Why do you suspect the crypticness of the puzzle's language is the problem, rather than the fact that a large portion of people haven't studied basic logic and are thus unable to complete basic logic puzzles?
It's not just a basic logic problem - it's a language translation into a logic problem problem. You have to 'get' that is what you're dealing with.
Incidentally, I get a similar feeling from these puzzles that I get from code questions or examples where every variable or function is named 'a' or 'b' or 'foo' or 'bar'.
(aaand I just had a mini-epiphany of sorts that when I see those types of programming puzzles I should probably write them out and substitute the variable names as I go....)
Firstly, someone reading the puzzle needs to grok that some of the day-numbers are unique across the months (e.g 18) and some are not (14). Then they need to grasp the basic dynamic on the situation, e.g. that if Cheryl's birthday had been May 19 then Bernard would have known straight away.
If you dont initially grasp the above then Albert's initial declaration "I don't know when Cheryl's birthday is" just seems to be a redundant statement that doesn't offer any information. And thats just the first hurdle of the puzzle.
A lot of people hate maths-questions-stated-as-stories, even simple ones ("There are several chickens and rabbits in a cage (with no other types of animals). There are 72 heads and 200 feet inside the cage. How many chickens are there, and how many rabbits?" etc etc) so to people like that, this Cheryl-birthday problem initialy presents as hopelessly cryptic.
Interesting. As a native English speaker, I didn't even consider "before Cheryl had told me, I did not know" as a possible interpretation, just from the way the conversation flows but also because it goes without saying and wouldn't add anything.
In the context of Albert's statement though, it couldn't mean that - Albert's statement is saying that Bernard does not have enough information to determine the date just based on what Cheryl told him, so in saying "at first I did not know, but now I know", the only difference between "at first" and "now" is Albert speaking.
So Bernard's comment could only mean, "Based on what Cheryl told me, I did not know what the birthday was, but given the extra information I have as a result of Albert's statement, now I know"
It took me a bit to figure out that the third statement was meant to be Albert expressing his confidence that Bernard didn't know the answer and not Albert inducing from Bernard's silence that Bernard didn't know the answer. The latter implies something like the Python code below, which will end up giving August 17th as an answer instead:
def statement3(date):
possible_dates = tell(Month(date))
return (not know(possible_dates)
and not know(filter(lambda x : not know(x),
[tell(Day(d)) for d in possible_dates])))
Assuming that the problem is posed and understood as an artificial puzzle (rather than a real scenario with real people), what reason would there be to question how they know? Of course you're supposed to assume they know.
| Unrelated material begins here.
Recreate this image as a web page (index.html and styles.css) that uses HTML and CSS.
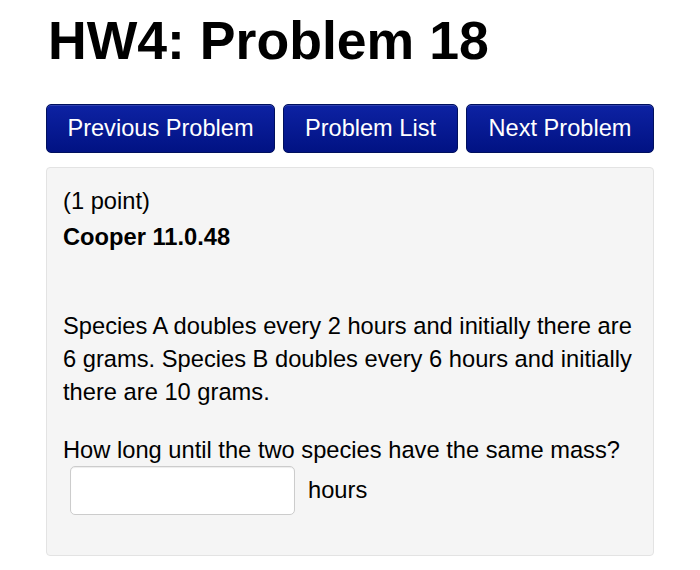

It's a puzzle, and someone is telling you precisely what you're to assume.
On the contrary, there are many unspoken things one must assume to solve this puzzle "correctly"; that Albert and Bernard are rational, honest, cooperating, and have a certain penchant for communicating novel inferences they make instead of just blurting out "we don't know" out of boredom, laziness, or frustration.
Logic puzzles where one must assume so much are not about pure logic. They are "logic" puzzles. If you aren't made aware of the assumptions that were made in building the puzzle, the solution you arrive at may not match the "logical" one.
Is it really such a big leap to assume that fictional people in a logic puzzle or riddle are telling the truth? I don't think so. To me, it's very clear that the names of the people are chosen arbitrarily (with first letters corresponding to the first letters of the alphabet) and that the things they are saying are simply a way to convey the logical constraints to the reader. It's very obvious to me that the fictional people, their names, and the fact that they are speaking aren't actually relevant to the logic puzzle.